China is the top market for Australian wine exports and wineries say they have been hardly hit by the hikes.
The Australian government said in a statement that the decision to take the dispute to the WTO was made after extensive consultation with winemakers.
Dan Tehan, minister for trade, tourism and investment, said: “The government will continue to vigorously defend the interests of Australian winemakers using the established system in the WTO to resolve our differences.”
Tony Battaglene, who is CEO of Australia’s national association of grape and wine producers, said taking the issue to the WTO was the right way to try to resolve this even though there was “no quick fix”.

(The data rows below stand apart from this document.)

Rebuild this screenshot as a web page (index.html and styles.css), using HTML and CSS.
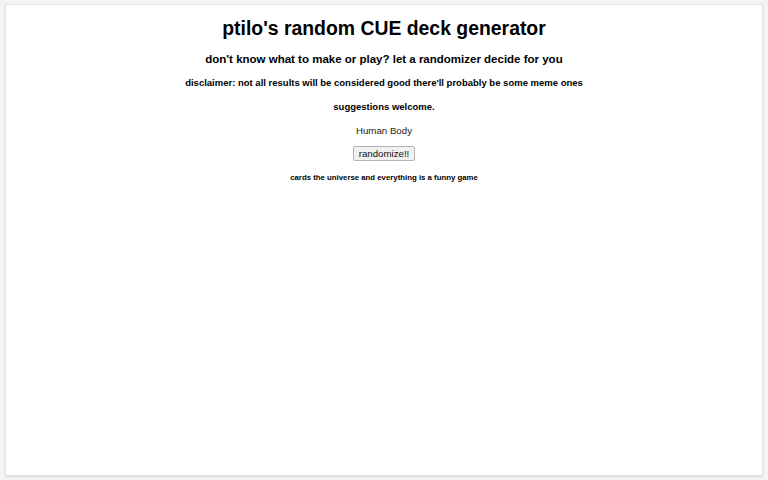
FILE: index.html
```html
<!DOCTYPE html>
<html>
	<head>
		<meta charset="UTF-8">
		<title>ptilo's random CUE deck generator</title>
		<link rel="stylesheet" href="styles.css">
	</head>
	<body>
		<div class="page">
			<h1>ptilo's random CUE deck generator</h1>
			<h3>don't know what to make or play? let a randomizer decide for you</h3>
			<h5>disclaimer: not all results will be considered good there'll probably be some meme ones</h5>
			<h5>suggestions welcome.</h5>
			<p class="result">Human Body</p>
			<button class="go">randomize!!</button>
			<h6>cards the universe and everything is a funny game</h6>
		</div>
	</body>
</html>
```

FILE: styles.css
```css
html,body{
	height: 100%;
}
body{
	margin: 0;
	padding: 4px 5px;
	box-sizing: border-box;
	background: #f4f4f4;
	font-family: "Liberation Sans", Arial, sans-serif;
	color: #000;
}
.page{
	height: 100%;
	box-sizing: border-box;
	background: #fff;
	border: 1px solid #e2e2e2;
	box-shadow: 0 1px 2px rgba(0,0,0,0.12);
	text-align: center;
	padding-top: 11px;
}
h1{
	font-size: 19.4px;
	margin: 0 0 11px;
	line-height: 24px;
}
h3{
	font-size: 11.5px;
	margin: 0 0 10px;
	line-height: 16px;
}
h5{
	font-size: 9.5px;
	margin: 0 0 12px;
	line-height: 12px;
}
.result{
	font-size: 9.7px;
	margin: 0;
	line-height: 12px;
	color: #222;
}
.go{
	display: block;
	margin: 9px auto 0;
	font-family: "Liberation Sans", Arial, sans-serif;
	font-size: 9.7px;
	padding: 1px 5px;
	height: 15px;
	line-height: 11px;
	background: #f0f0f0;
	border: 1px solid #b4b4b4;
	border-radius: 2px;
	color: #111;
}
h6{
	font-size: 7.8px;
	margin: 12px 0 0;
	line-height: 10px;
}
```
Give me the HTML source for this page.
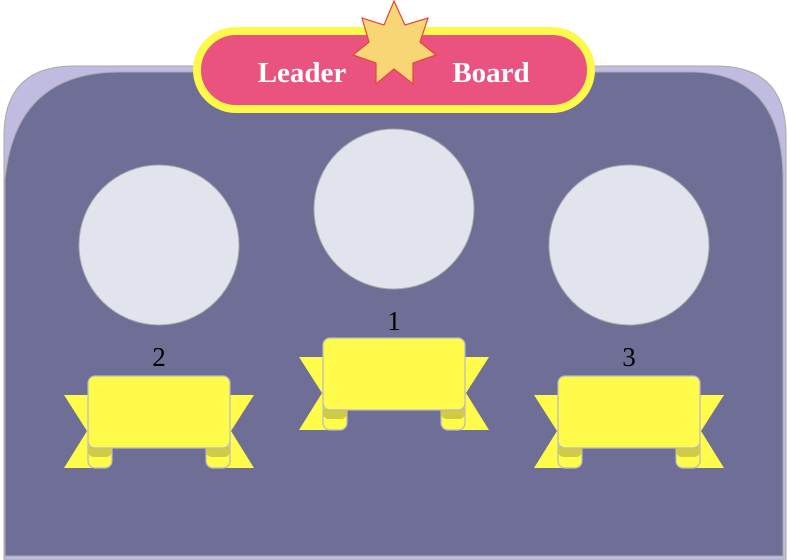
<!DOCTYPE html>
<html><head><meta charset="utf-8"><style>
html,body{margin:0;padding:0;background:#fff;width:788px;height:560px;overflow:hidden}
svg{display:block}
</style></head><body>
<svg width="788" height="560" viewBox="0 0 788 560" xmlns="http://www.w3.org/2000/svg">
<defs>
<g id="rib">
  <polygon points="299,357 340,357 340,430 299,430 322,393" fill="#fefb4a"/>
  <polygon points="489,357 448,357 448,430 489,430 466,393" fill="#fefb4a"/>
  <rect x="323" y="398" width="24" height="32" rx="7" fill="#fefb4a" stroke="#b8b8c8" stroke-width="1.2"/>
  <rect x="323" y="406" width="24" height="13" rx="6" fill="#cfcb45"/>
  <rect x="441" y="398" width="24" height="32" rx="7" fill="#fefb4a" stroke="#b8b8c8" stroke-width="1.2"/>
  <rect x="441" y="406" width="24" height="13" rx="6" fill="#cfcb45"/>
  <rect x="323" y="338" width="142" height="72" rx="7" fill="#fefb4a" stroke="#b8b8c8" stroke-width="1.2"/>
</g>
</defs>
<path d="M4,560 L4,136 Q4,66 74,66 L716,66 Q786,66 786,136 L786,560 Z" fill="#c0bbe0" stroke="#aaa" stroke-width="1"/>
<path d="M5,556 L5,180 Q15,72 120,72 L690,72 Q783,72 783,180 L783,556 Z" fill="#6f6e97" stroke="#aaa" stroke-width="1"/>
<rect x="197" y="31" width="394" height="78" rx="39" fill="#ea5280" stroke="#fdf94a" stroke-width="8"/>
<text x="302" y="82" text-anchor="middle" font-family="Liberation Serif, serif" font-weight="bold" font-size="29" fill="#fff">Leader</text>
<text x="491" y="82" text-anchor="middle" font-family="Liberation Serif, serif" font-weight="bold" font-size="29" fill="#fff">Board</text>
<polygon points="394,1 405,25 428,18 420,42 436,55 413,63 413,84 394,69 376,84 376,63 353,55 369,42 362,18 384,25" fill="#f8d676" stroke="#e8443a" stroke-width="1.2"/>
<circle cx="159" cy="245" r="80" fill="#e1e4ec" stroke="#aaa" stroke-width="1"/>
<circle cx="394" cy="209" r="80" fill="#e1e4ec" stroke="#aaa" stroke-width="1"/>
<circle cx="629" cy="245" r="80" fill="#e1e4ec" stroke="#aaa" stroke-width="1"/>
<use href="#rib"/>
<use href="#rib" transform="translate(-235,38)"/>
<use href="#rib" transform="translate(235,38)"/>
<text x="394" y="330" text-anchor="middle" font-family="Liberation Serif, serif" font-size="27" fill="#000">1</text>
<text x="159" y="366" text-anchor="middle" font-family="Liberation Serif, serif" font-size="27" fill="#000">2</text>
<text x="629" y="366" text-anchor="middle" font-family="Liberation Serif, serif" font-size="27" fill="#000">3</text>
</svg>
</body></html>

He said: “The main thing about a World Trade Organization action is that you actually get into a dialogue with the other country – in this case China – so it does enable governments to start to talk about [the issue and] that brings the possibility of resolution.”
China accuses Australia of a trade practice called dumping, which is not legal in international trade law.
Dumping is when a country exports a product to another country at a price that is lower than it normally charges in its domestic market. The goal is to increase its market share in the foreign country and drive out competition.
The two countries are important trading partners for each other but diplomatic relations between them have worsened since Australia called for an international inquiry into the origins of Covid-19.